February 24, 1994, Thursday

SECTION: VIEWPOINTS; EYE ON THE MEDIA; Pg. 115

LENGTH: 617 words

HEADLINE: What's Fair in Changing Photos?

Let Pictures Speculate, Just Like Words

BYLINE: By Mitchell Stephens. Mitchell Stephens is chairman of the Department of Journalism and Mass Communication at New York University and author of "A History of News."

NEW YORK NEWSDAY covered its front page last week with a photograph appearing to show Tonya Harding and Nancy Kerrigan practicing together in Norway - well before the two skaters actually did practice together in Norway. Individual photos of Harding and Kerrigan had been blended together by a computer.

This raised some hackles. "A composite photograph is not the truth," The New York Times quoted Stephen D. Isaacs, acting dean of the Columbia University School of Journalism, as stating. "It is a lie and, therefore, a great danger to the standards and integrity of what we do."
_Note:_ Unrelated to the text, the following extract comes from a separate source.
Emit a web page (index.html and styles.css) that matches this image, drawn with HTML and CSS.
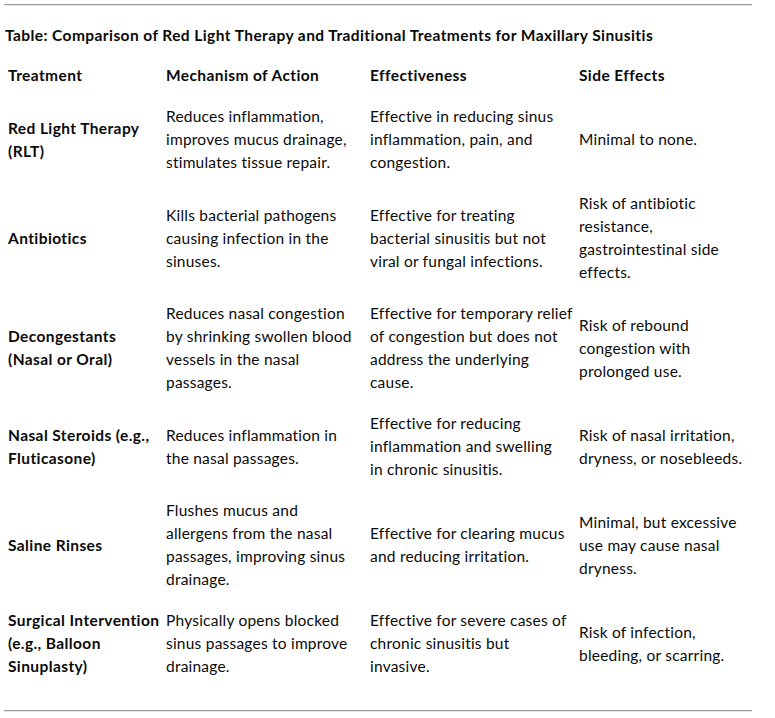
FILE: index.html
```html
<!DOCTYPE html>
<html>
<head>
<meta charset="utf-8">
<link rel="stylesheet" href="styles.css">
</head>
<body>
<div class="doc">
  <div class="rule"></div>
  <p class="caption">Table: Comparison of Red Light Therapy and Traditional Treatments for Maxillary Sinusitis</p>
  <table class="cmp">
    <colgroup>
      <col class="c1"><col class="c2"><col class="c3"><col class="c4">
    </colgroup>
    <thead>
      <tr><th>Treatment</th><th>Mechanism of Action</th><th>Effectiveness</th><th>Side Effects</th></tr>
    </thead>
    <tbody>
      <tr>
        <th>Red Light Therapy<br>(RLT)</th>
        <td>Reduces inflammation,<br>improves mucus drainage,<br>stimulates tissue repair.</td>
        <td>Effective in reducing sinus<br>inflammation, pain, and<br>congestion.</td>
        <td>Minimal to none.</td>
      </tr>
      <tr>
        <th>Antibiotics</th>
        <td>Kills bacterial pathogens<br>causing infection in the<br>sinuses.</td>
        <td>Effective for treating<br>bacterial sinusitis but not<br>viral or fungal infections.</td>
        <td>Risk of antibiotic<br>resistance,<br>gastrointestinal side<br>effects.</td>
      </tr>
      <tr>
        <th>Decongestants<br>(Nasal or Oral)</th>
        <td>Reduces nasal congestion<br>by shrinking swollen blood<br>vessels in the nasal<br>passages.</td>
        <td>Effective for temporary relief<br>of congestion but does not<br>address the underlying<br>cause.</td>
        <td>Risk of rebound<br>congestion with<br>prolonged use.</td>
      </tr>
      <tr>
        <th>Nasal Steroids (e.g.,<br>Fluticasone)</th>
        <td>Reduces inflammation in<br>the nasal passages.</td>
        <td>Effective for reducing<br>inflammation and swelling<br>in chronic sinusitis.</td>
        <td>Risk of nasal irritation,<br>dryness, or nosebleeds.</td>
      </tr>
      <tr>
        <th>Saline Rinses</th>
        <td>Flushes mucus and<br>allergens from the nasal<br>passages, improving sinus<br>drainage.</td>
        <td>Effective for clearing mucus<br>and reducing irritation.</td>
        <td>Minimal, but excessive<br>use may cause nasal<br>dryness.</td>
      </tr>
      <tr>
        <th>Surgical Intervention<br>(e.g., Balloon<br>Sinuplasty)</th>
        <td>Physically opens blocked<br>sinus passages to improve<br>drainage.</td>
        <td>Effective for severe cases of<br>chronic sinusitis but<br>invasive.</td>
        <td>Risk of infection,<br>bleeding, or scarring.</td>
      </tr>
    </tbody>
  </table>
  <div class="rule rule-bottom"></div>
</div>
</body>
</html>
```

FILE: styles.css
```css
html, body {
  margin: 0;
  padding: 0;
  background: #ffffff;
}

body {
  font-family: Lato, "Liberation Sans", sans-serif;
  font-size: 15.5px;
  letter-spacing: 0.22px;
  color: #0a0a0a;
}

.doc {
  margin: 4px 0 0 4px;
  width: 748px;
}

.rule {
  height: 0;
  border-top: 1px solid #9a9a9a;
  border-bottom: 1px solid #e6e6e6;
}

.caption {
  margin: 18px 0 0 1px;
  line-height: 23px;
  font-weight: 700;
  letter-spacing: 0.42px;
}

.cmp {
  width: 748px;
  table-layout: fixed;
  border-collapse: collapse;
  margin-top: 8px;
}

.c1 { width: 158px; }
.c2 { width: 204px; }
.c3 { width: 209px; }
.c4 { width: 177px; }

.cmp th,
.cmp td {
  padding: 9px 0 9px 4px;
  line-height: 23px;
  text-align: left;
  vertical-align: middle;
  white-space: nowrap;
}

.cmp th {
  font-weight: 700;
  letter-spacing: 0.4px;
}

.cmp td {
  font-weight: 400;
}

.rule-bottom {
  margin-top: 23px;
}
```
But if journalists are to exploit the full potential of visual communication, watchdogs like Isaacs are going to have to quiet themselves. Such computer-generated composite photos, and their video cousins, are needed to enable pictures to better tell the news.
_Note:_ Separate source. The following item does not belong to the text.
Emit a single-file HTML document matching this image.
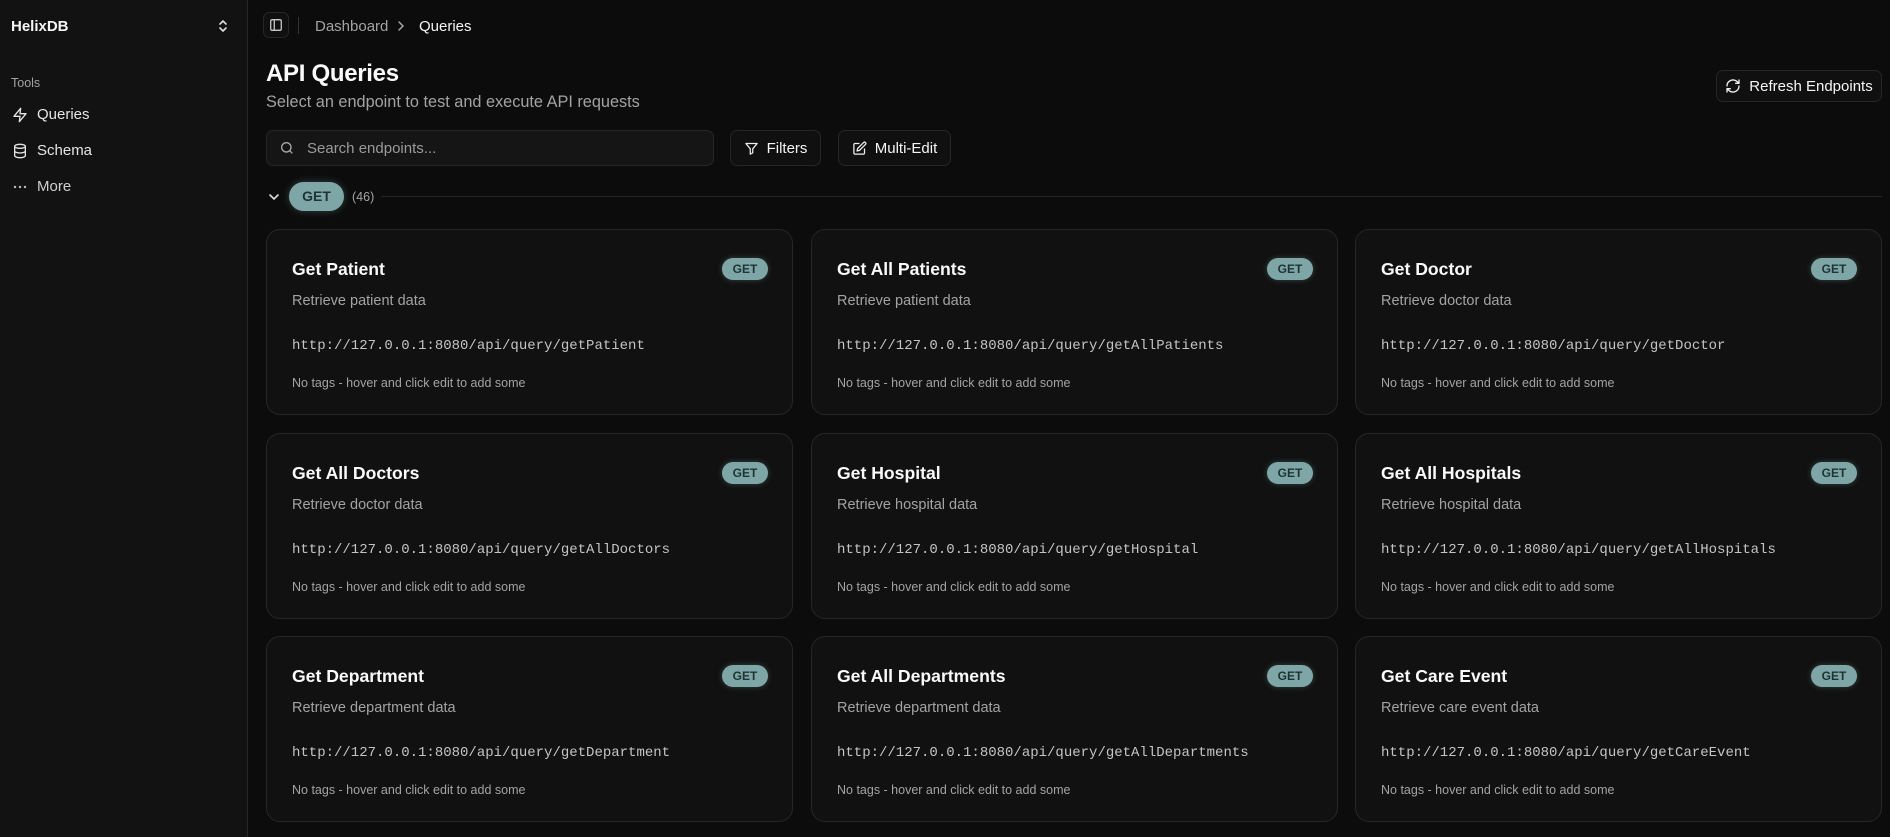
<!DOCTYPE html>
<html><head><meta charset="utf-8"><style>
*{box-sizing:border-box;margin:0;padding:0}
body{width:1890px;height:837px;overflow:hidden;background:#0c0c0c;font-family:"Liberation Sans",sans-serif;color:#fafafa;position:relative}
.side{position:absolute;left:0;top:0;width:248px;height:837px;background:#121212;border-right:1px solid #262626}
.abs{position:absolute;white-space:nowrap}
.nav{font-size:15px;color:#e5e5e5;display:flex;align-items:center;gap:9px;left:12px}
.btn{position:absolute;border:1px solid #262626;border-radius:7px;background:#101010;display:flex;align-items:center;justify-content:center;gap:8px;font-size:15px;color:#f5f5f5}
.card{position:absolute;width:527px;height:186px;border:1px solid #262626;border-radius:14px;background:#111}
.card .t{position:absolute;left:25px;top:29px;font-size:17.6px;font-weight:bold;color:#fafafa}
.card .b{position:absolute;right:24px;top:28px;width:46px;height:22px;border-radius:11px;background:#7fa6a6;color:#1e3434;font-size:12px;font-weight:bold;text-align:center;line-height:22px;box-shadow:0 0 6px rgba(127,166,166,.35)}
.card .d{position:absolute;left:25px;top:63px;font-size:14.5px;color:#a3a3a3}
.card .u{position:absolute;left:25px;top:108px;font-family:"Liberation Mono",monospace;font-size:14px;color:#c4c4c4}
.card .g{position:absolute;left:25px;top:146px;font-size:12.5px;color:#a3a3a3}
svg{display:block}
</style></head><body>
<div class="side">
<div class="abs" style="left:11px;top:18px;font-size:15px;font-weight:bold;color:#f5f5f5">HelixDB</div>
<svg class="abs" style="left:216px;top:18px" width="14" height="16" viewBox="0 0 14 16" fill="none" stroke="#ddd" stroke-width="1.6" stroke-linecap="round" stroke-linejoin="round"><path d="M4 6l3-3 3 3M4 10l3 3 3-3"/></svg>
<div class="abs" style="left:11px;top:76px;font-size:12.5px;color:#a3a3a3">Tools</div>
<div class="abs nav" style="top:106px"><svg width="16" height="16" viewBox="0 0 24 24" fill="none" stroke="#e5e5e5" stroke-width="2" stroke-linejoin="round"><path d="M13 2L3 14h9l-1 8 10-12h-9l1-8z"/></svg>Queries</div>
<div class="abs nav" style="top:142px"><svg width="16" height="16" viewBox="0 0 24 24" fill="none" stroke="#e5e5e5" stroke-width="2"><ellipse cx="12" cy="5" rx="8" ry="3"/><path d="M4 5v14c0 1.7 3.6 3 8 3s8-1.3 8-3V5M4 12c0 1.7 3.6 3 8 3s8-1.3 8-3"/></svg>Schema</div>
<div class="abs nav" style="top:178px;color:#cfcfcf"><svg width="16" height="16" viewBox="0 0 16 16" fill="#bbb"><circle cx="3" cy="8" r="1.2"/><circle cx="8" cy="8" r="1.2"/><circle cx="13" cy="8" r="1.2"/></svg>More</div>
</div>
<div class="btn" style="left:263px;top:12px;width:26px;height:26px;border-radius:6px"><svg width="14" height="14" viewBox="0 0 24 24" fill="none" stroke="#ddd" stroke-width="2"><rect x="3" y="3" width="18" height="18" rx="2"/><path d="M9 3v18"/></svg></div>
<div class="abs" style="left:298px;top:17px;width:1px;height:17px;background:#333"></div>
<div class="abs" style="left:315px;top:18px;font-size:15px;color:#a3a3a3">Dashboard</div>
<svg class="abs" style="left:396px;top:20px" width="10" height="12" viewBox="0 0 10 12" fill="none" stroke="#a3a3a3" stroke-width="1.5" stroke-linecap="round"><path d="M3 2l4 4-4 4"/></svg>
<div class="abs" style="left:419px;top:18px;font-size:15px;color:#f5f5f5">Queries</div>
<div class="abs" style="left:266px;top:60px;font-size:24px;font-weight:bold;letter-spacing:-0.3px">API Queries</div>
<div class="abs" style="left:266px;top:93px;font-size:16.3px;color:#a3a3a3">Select an endpoint to test and execute API requests</div>
<div class="btn" style="left:1716px;top:70px;width:166px;height:32px"><svg width="16" height="16" viewBox="0 0 24 24" fill="none" stroke="#eee" stroke-width="2" stroke-linecap="round" stroke-linejoin="round"><path d="M3 12a9 9 0 0 1 15-6.7L21 8M21 3v5h-5M21 12a9 9 0 0 1-15 6.7L3 16M3 21v-5h5"/></svg>Refresh Endpoints</div>
<div class="btn" style="left:266px;top:130px;width:448px;height:36px;justify-content:flex-start;padding-left:12px;gap:12px;background:#151515;color:#9a9a9a"><svg width="16" height="16" viewBox="0 0 24 24" fill="none" stroke="#aaa" stroke-width="2"><circle cx="11" cy="11" r="7"/><path d="M20 20l-4-4"/></svg>Search endpoints...</div>
<div class="btn" style="left:730px;top:130px;width:91px;height:36px"><svg width="15" height="15" viewBox="0 0 24 24" fill="none" stroke="#eee" stroke-width="2" stroke-linejoin="round"><path d="M3 4h18l-7 8.5V19l-4 2v-8.5z"/></svg>Filters</div>
<div class="btn" style="left:838px;top:130px;width:113px;height:36px"><svg width="15" height="15" viewBox="0 0 24 24" fill="none" stroke="#eee" stroke-width="2" stroke-linejoin="round"><path d="M12 4H5a2 2 0 0 0-2 2v13a2 2 0 0 0 2 2h13a2 2 0 0 0 2-2v-7"/><path d="M18.5 2.5a2.1 2.1 0 0 1 3 3L12 15l-4 1 1-4z"/></svg>Multi-Edit</div>
<svg class="abs" style="left:268px;top:191px" width="12" height="12" viewBox="0 0 12 12" fill="none" stroke="#ddd" stroke-width="1.6" stroke-linecap="round"><path d="M2 4l4 4 4-4"/></svg>
<div class="abs" style="left:289px;top:182px;width:55px;height:29px;border-radius:15px;background:#7fa6a6;color:#1e3434;font-size:14px;font-weight:bold;text-align:center;line-height:29px;box-shadow:0 0 8px rgba(127,166,166,.35)">GET</div>
<div class="abs" style="left:352px;top:190px;font-size:12.5px;color:#a3a3a3">(46)</div>
<div class="abs" style="left:381px;top:196px;width:1501px;height:1px;background:#262626"></div>

<div class="card" style="left:266px;top:229px"><div class="t">Get Patient</div><div class="b">GET</div><div class="d">Retrieve patient data</div><div class="u">http://127.0.0.1:8080/api/query/getPatient</div><div class="g">No tags - hover and click edit to add some</div></div>
<div class="card" style="left:811px;top:229px"><div class="t">Get All Patients</div><div class="b">GET</div><div class="d">Retrieve patient data</div><div class="u">http://127.0.0.1:8080/api/query/getAllPatients</div><div class="g">No tags - hover and click edit to add some</div></div>
<div class="card" style="left:1355px;top:229px"><div class="t">Get Doctor</div><div class="b">GET</div><div class="d">Retrieve doctor data</div><div class="u">http://127.0.0.1:8080/api/query/getDoctor</div><div class="g">No tags - hover and click edit to add some</div></div>
<div class="card" style="left:266px;top:433px"><div class="t">Get All Doctors</div><div class="b">GET</div><div class="d">Retrieve doctor data</div><div class="u">http://127.0.0.1:8080/api/query/getAllDoctors</div><div class="g">No tags - hover and click edit to add some</div></div>
<div class="card" style="left:811px;top:433px"><div class="t">Get Hospital</div><div class="b">GET</div><div class="d">Retrieve hospital data</div><div class="u">http://127.0.0.1:8080/api/query/getHospital</div><div class="g">No tags - hover and click edit to add some</div></div>
<div class="card" style="left:1355px;top:433px"><div class="t">Get All Hospitals</div><div class="b">GET</div><div class="d">Retrieve hospital data</div><div class="u">http://127.0.0.1:8080/api/query/getAllHospitals</div><div class="g">No tags - hover and click edit to add some</div></div>
<div class="card" style="left:266px;top:636px"><div class="t">Get Department</div><div class="b">GET</div><div class="d">Retrieve department data</div><div class="u">http://127.0.0.1:8080/api/query/getDepartment</div><div class="g">No tags - hover and click edit to add some</div></div>
<div class="card" style="left:811px;top:636px"><div class="t">Get All Departments</div><div class="b">GET</div><div class="d">Retrieve department data</div><div class="u">http://127.0.0.1:8080/api/query/getAllDepartments</div><div class="g">No tags - hover and click edit to add some</div></div>
<div class="card" style="left:1355px;top:636px"><div class="t">Get Care Event</div><div class="b">GET</div><div class="d">Retrieve care event data</div><div class="u">http://127.0.0.1:8080/api/query/getCareEvent</div><div class="g">No tags - hover and click edit to add some</div></div>
</body></html>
Journalism critics often complain that an increasing reliance upon images has made the news more superficial. But how can images probe deeper unless they are given the same freedom words have: the freedom to speculate, predict, hypothesize, compare and juxtapose - the freedom, in other words, to present what has not actually occurred.

It is not as if New York Newsday's editors hid what they were doing: The photo's caption explained that "Tomorrow, they'll really take to the ice together" and that this was a "composite illustration." Those words might have been set in larger type, but they were there. And a headline printed over the photo made clear that the pictured event had not yet taken place: "Tonya, Nancy To Meet At Practice."

Obviously, any efforts by journalists to use the new computer-photo and videotape-editing equipment to deceive would be unconscionable. But why should properly labeled photos or videotape always be limited to showing only the literal truth? Words aren't. It is not literally true that those who were offended by New York Newsday's composite photo are "watchdogs"; their "hackles" were not literally "raised."

It is possible to imagine journalistic use for a (carefully labeled) composite photograph showing, for example, a huge President Bill Clinton peering down upon the city of Sarajevo or a perspiring Clinton arm-wrestling Sen. Bob Dole? Why not a (carefully labeled) photo of Columbia's Isaacs in which the hairs on the back of his neck appear to be raised? Why can't photos, like the graphics that increasingly accompany news stories, illustrate as well as report? Graphic artists take similar liberties all the time without being accused of lying.

And why must photos always be limited to speaking in the past tense? Why can't (carefully labeled) pictures sometimes be allowed to speculate on what might happen? "This is what the proposed mall would look like." "Here is how he might look after the surgery." "Tonya and Nancy will practice in the same place." Words are not denied opportunities to describe the future.

The problem, the watchdogs might say, is that a speculative picture seems more real, and therefore can be more misleading, than a speculative sentence. Don't we, in other words, have different expectations for photographs and videotape than we have for words or cartoons or graphics? Probably. But, with the help of careful labels, our expectations are simply going to have to change.

We already watch movies in which bicycles fly and television commercials in which it snows in the desert. For most of us, seeing has already stopped being exactly equivalent to believing. Seeing, like reading, is a method of understanding. In their efforts to bring us nearer to the truth, responsible journalists have to be allowed to take full advantage of that method.